性別がなければずっと一緒にいられたかもということは、逆にいうと性別があるから一緒にいられないと考えているということです。

 

無性生殖と有性生殖のはなし

遠い昔、生物がまだ無性生殖をおこなっていたころ、雄と雌の区別はなかったといいます。

個体は分裂して自らのクローンを生成することで世代交代を果たしてきたのです。

しかし、有性生殖を行い、男と女に引き裂かれている私たちは、パートナーとなる運命の相手を探し求めます。そして恋が成就を果たしたあとには、避けることのできない別れが待っています。

有性生殖では、細胞分裂で自分のクローンを作り出すのではなく、男女の遺伝子を交換して作られた別の個体を生み出すことで、生命の多様性を確保しています。そのためパートナーとの出会いと別れ、新しい生命の誕生とその死は避けられない運命としてそのシステムに組み込まれているのです。

 
男女の違いが生じたのも有性生殖を始めたときからでしょう。
もしそれがなければ、争いも対立もなく、愛のままに生きてゆけれるのにという嘆きが上記のセリフには込められているように思います。
 

僕たちは皆 二つに引き裂かれ 多くの兄妹たちとともに海に投げ出された エビとカイなんだ

エビとカイの愛の物語は美しいだけではありません。

互いに苦しみを与え、傷つけ合い、傷口に塩を塗りこむことで存在を確認するような、激しいエゴのぶつけ合いです。

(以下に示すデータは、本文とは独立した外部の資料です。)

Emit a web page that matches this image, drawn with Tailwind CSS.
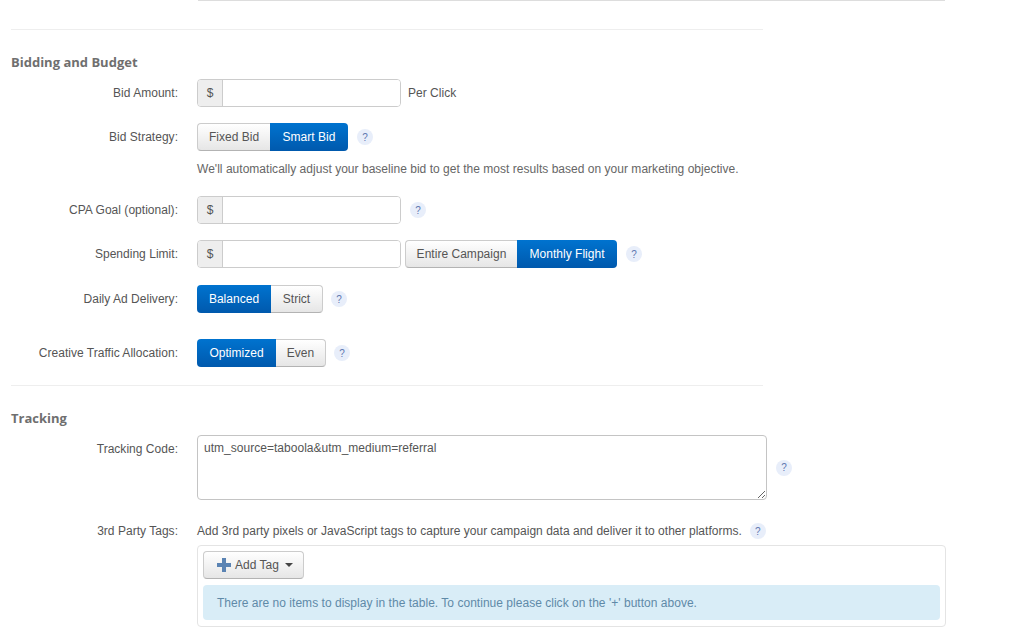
<!DOCTYPE html>
<html lang="en">
<head>
    <meta charset="UTF-8">
    <title>Bidding and Budget</title>
    <script src="https://cdn.jsdelivr.net/npm/@tailwindcss/browser@4"></script>
</head>
<body class="bg-white font-['Liberation_Sans',Arial,sans-serif] text-[12px] tracking-[0.025px] text-[#555]">
<div class="w-[1024px] h-[642px] overflow-hidden pl-[11px]">
    <!-- end of previous section -->
    <div class="ml-[187px] w-[747px] h-px bg-[#ddd]"></div>
    <div class="mt-[28px] w-[752px] h-px bg-[#eee]"></div>

    <!-- Bidding and Budget -->
    <h2 class="mt-[22px] h-[20px] leading-[20px] font-['Open_Sans',sans-serif] font-bold text-[13px] tracking-normal text-[#6f6f6f]">Bidding and Budget</h2>

    <div class="mt-[7px] flex items-center h-[28px]">
        <label class="w-[167px] text-right">Bid Amount:</label>
        <div class="ml-[19px] flex h-[28px] w-[204px] border border-[#ccc] rounded-[4px] overflow-hidden">
            <span class="w-[25px] bg-[#eee] border-r border-[#ccc] flex items-center justify-center">$</span>
            <input type="text" class="flex-1 min-w-0 bg-white">
        </div>
        <span class="ml-[7px]">Per Click</span>
    </div>

    <div class="mt-[16px] flex items-center h-[28px]">
        <label class="w-[167px] text-right">Bid Strategy:</label>
        <div class="ml-[19px] flex h-[28px]">
            <button class="w-[73px] border border-r-0 border-[#ccc] border-b-[#b3b3b3] rounded-l-[4px] bg-gradient-to-b from-white to-[#e6e6e6] text-[#555]">Fixed Bid</button>
            <button class="w-[78px] rounded-r-[4px] bg-gradient-to-b from-[#0073cf] to-[#0059ad] text-white">Smart Bid</button>
        </div>
        <span class="ml-[9px] w-[16px] h-[16px] rounded-full bg-[#e8eefa] text-[#5f78b0] text-[10px] flex items-center justify-center">?</span>
    </div>

    <p class="mt-[10px] ml-[186px] h-[16px] leading-[16px] text-[#666]">We'll automatically adjust your baseline bid to get the most results based on your marketing objective.</p>

    <div class="mt-[19px] flex items-center h-[28px]">
        <label class="w-[167px] text-right">CPA Goal (optional):</label>
        <div class="ml-[19px] flex h-[28px] w-[204px] border border-[#ccc] rounded-[4px] overflow-hidden">
            <span class="w-[25px] bg-[#eee] border-r border-[#ccc] flex items-center justify-center">$</span>
            <input type="text" class="flex-1 min-w-0 bg-white">
        </div>
        <span class="ml-[9px] w-[16px] h-[16px] rounded-full bg-[#e8eefa] text-[#5f78b0] text-[10px] flex items-center justify-center">?</span>
    </div>

    <div class="mt-[16px] flex items-center h-[28px]">
        <label class="w-[167px] text-right">Spending Limit:</label>
        <div class="ml-[19px] flex h-[28px] w-[204px] border border-[#ccc] rounded-[4px] overflow-hidden">
            <span class="w-[25px] bg-[#eee] border-r border-[#ccc] flex items-center justify-center">$</span>
            <input type="text" class="flex-1 min-w-0 bg-white">
        </div>
        <div class="ml-[4px] flex h-[28px]">
            <button class="w-[112px] border border-r-0 border-[#ccc] border-b-[#b3b3b3] rounded-l-[4px] bg-gradient-to-b from-white to-[#e6e6e6] text-[#555]">Entire Campaign</button>
            <button class="w-[100px] rounded-r-[4px] bg-gradient-to-b from-[#0073cf] to-[#0059ad] text-white">Monthly Flight</button>
        </div>
        <span class="ml-[9px] w-[16px] h-[16px] rounded-full bg-[#e8eefa] text-[#5f78b0] text-[10px] flex items-center justify-center">?</span>
    </div>

    <div class="mt-[17px] flex items-center h-[28px]">
        <label class="w-[167px] text-right">Daily Ad Delivery:</label>
        <div class="ml-[19px] flex h-[28px]">
            <button class="w-[74px] rounded-l-[4px] bg-gradient-to-b from-[#0073cf] to-[#0059ad] text-white">Balanced</button>
            <button class="w-[52px] border border-l-0 border-[#ccc] border-b-[#b3b3b3] rounded-r-[4px] bg-gradient-to-b from-white to-[#e6e6e6] text-[#555]">Strict</button>
        </div>
        <span class="ml-[8px] w-[16px] h-[16px] rounded-full bg-[#e8eefa] text-[#5f78b0] text-[10px] flex items-center justify-center">?</span>
    </div>

    <div class="mt-[26px] flex items-center h-[28px]">
        <label class="w-[167px] text-right">Creative Traffic Allocation:</label>
        <div class="ml-[19px] flex h-[28px]">
            <button class="w-[79px] rounded-l-[4px] bg-gradient-to-b from-[#0073cf] to-[#0059ad] text-white">Optimized</button>
            <button class="w-[50px] border border-l-0 border-[#ccc] border-b-[#b3b3b3] rounded-r-[4px] bg-gradient-to-b from-white to-[#e6e6e6] text-[#555]">Even</button>
        </div>
        <span class="ml-[8px] w-[16px] h-[16px] rounded-full bg-[#e8eefa] text-[#5f78b0] text-[10px] flex items-center justify-center">?</span>
    </div>

    <div class="mt-[18px] w-[752px] h-px bg-[#eee]"></div>

    <!-- Tracking -->
    <h2 class="mt-[22px] h-[20px] leading-[20px] font-['Open_Sans',sans-serif] font-bold text-[13px] tracking-normal text-[#6f6f6f]">Tracking</h2>

    <div class="mt-[7px] flex items-center h-[65px]">
        <label class="w-[167px] text-right self-start mt-[5px]">Tracking Code:</label>
        <textarea class="ml-[19px] w-[570px] h-[65px] border border-[#c4c4c4] rounded-[4px] px-[6px] py-[4px] leading-[16px] text-[#555]">utm_source=taboola&amp;utm_medium=referral</textarea>
        <span class="ml-[9px] w-[16px] h-[16px] rounded-full bg-[#e8eefa] text-[#5f78b0] text-[10px] flex items-center justify-center">?</span>
    </div>

    <div class="mt-[21px] flex items-center h-[20px]">
        <label class="w-[167px] text-right">3rd Party Tags:</label>
        <span class="ml-[19px]">Add 3rd party pixels or JavaScript tags to capture your campaign data and deliver it to other platforms.</span>
        <span class="ml-[8px] w-[16px] h-[16px] rounded-full bg-[#e8eefa] text-[#5f78b0] text-[10px] flex items-center justify-center">?</span>
    </div>

    <div class="mt-[4px] ml-[186px] w-[749px] h-[82px] border border-[#e4e4e4] rounded-[4px] px-[5px] pt-[5px]">
        <button class="flex items-center h-[28px] w-[101px] pl-[13px] border border-[#ccc] border-b-[#b3b3b3] rounded-[4px] bg-gradient-to-b from-white to-[#e6e6e6] text-[#555]">
            <svg class="w-[14px] h-[14px]" viewBox="0 0 14 14"><path d="M5 0h4v5h5v4H9v5H5V9H0V5h5z" fill="#5a83b3"/></svg>
            <span class="ml-[4px]">Add Tag</span>
            <span class="ml-[6px] w-0 h-0 border-x-[4px] border-x-transparent border-t-[4px] border-t-[#444]"></span>
        </button>
        <div class="mt-[6px] h-[35px] flex items-center pl-[14px] rounded-[4px] bg-[#d9edf7] text-[#5f8aa8]">There are no items to display in the table. To continue please click on the '+' button above.</div>
    </div>
</div>
</body>
</html>
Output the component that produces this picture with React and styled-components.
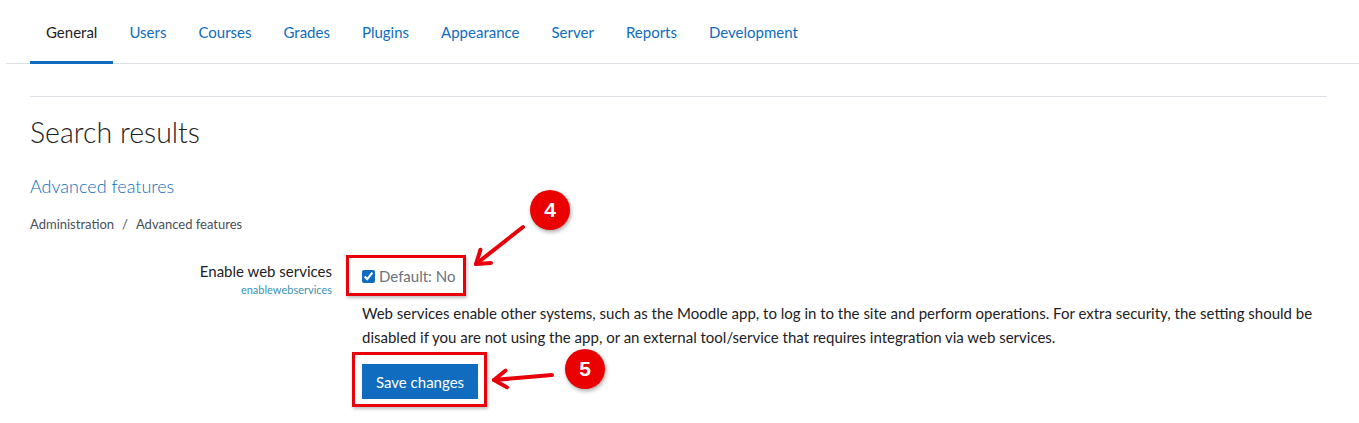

ある時はいかに身を焦がして乞うてもその愛は与えられません。

しかし相手の呪われた魂を解放するために大罪を犯すこともあります。

地獄の業火に焼かれるような愛と憎悪の鎖にがんじがらめにされて二人は生きているのです。

 

カニが意味するものは何か

タイトルにもなっている「カニ」。

このカニは二つの側面があるように思います。

まずは、2話における優しい微笑みを浮かべて二人を見守るカニ。

もう一つは、7話でエビの首を切り落としたり、1話のエビの少年時代に水槽で見かける死の象徴としてのカニです。

 

蟹は外骨格を持つ生物で、硬い甲殻と敵を切り裂く鋭利なハサミを持っています。それは鎧をまとって他者を攻撃することで心の平安を保つ私たちの姿のようにも見えます。

「そらいろカニ」とは、二人が甲殻も鋏みも脱ぎ捨てて、思いやりと平安の中で生きている状態のことなのかもしれません。愛し合う者同士(それは時に人同士ですらありません)が甘美に溶け合った、愛の夢。

これは生きる者にとっては劇薬でもあり、この夢を見続けるものは、カニの中毒者になりやがて死に至ります(5話の妻のセリフ)。

有性生殖を行う人が、進化の過程で失ってしまった、無性生殖の時代の楽園。それは二度と手に入らないものであり、人が人として生きてる以上、それを夢想することは空虚な誘惑であり危険なことと描かれているようにみえます。

 

第2話のカニの謎について

2話のエヴィとカイは、宇宙空間に浮かぶコロニーのような場所から、過去の彼らの歴史を振り返ります。そしてカニの庇護のもとに同じ夢をみて、長い時間をかけて「そらいろのかに」になります。
 
ここを読んだとき「2001年宇宙への旅」のスターチャイルドのシーンを想い出しました。
二人を見守る「カニ」は宇宙生命体であり、生命の進化を見守る神のようなものです。性別のない世界から「そらいろのカニ」になった二人は、次世代の人類に進化したのでしょうか。あるいは雌雄一体だった彼らが、最初の人類になった瞬間を描いているのかもしれません。

 

私たちの肉体は、太古の祖先から遺伝子交換と分裂を繰り返してきた細胞により構成されています。

しかし、その太古からの連続性は途切れており(ミッシングリンク)、私たちの爪の先から髪の毛にいたる細胞の一つ一つのルーツは謎に包まれています。

 

進化の過程で失った楽園の夢。

SFとファンタジーと輪廻転生。罪と罰

 

カニの可愛らしい絵柄と、対照的に残酷的に美しいエビ。燃えさかる炎のような瞳。

深層心理を描いたようなシンボリックな絵はとても魅力的です。

 

ふみふみこさんの著作は、さきくさの咲く頃(太田出版)、そらいろのかに(幻冬舎コミックス)、ぼくらのへんたい(徳間書店)が三ヶ月連続刊行されています。

ちょうど「ぼくらのへんたい」の2巻が1月12日に発売されたので、近いうちに手にとってみようと思います。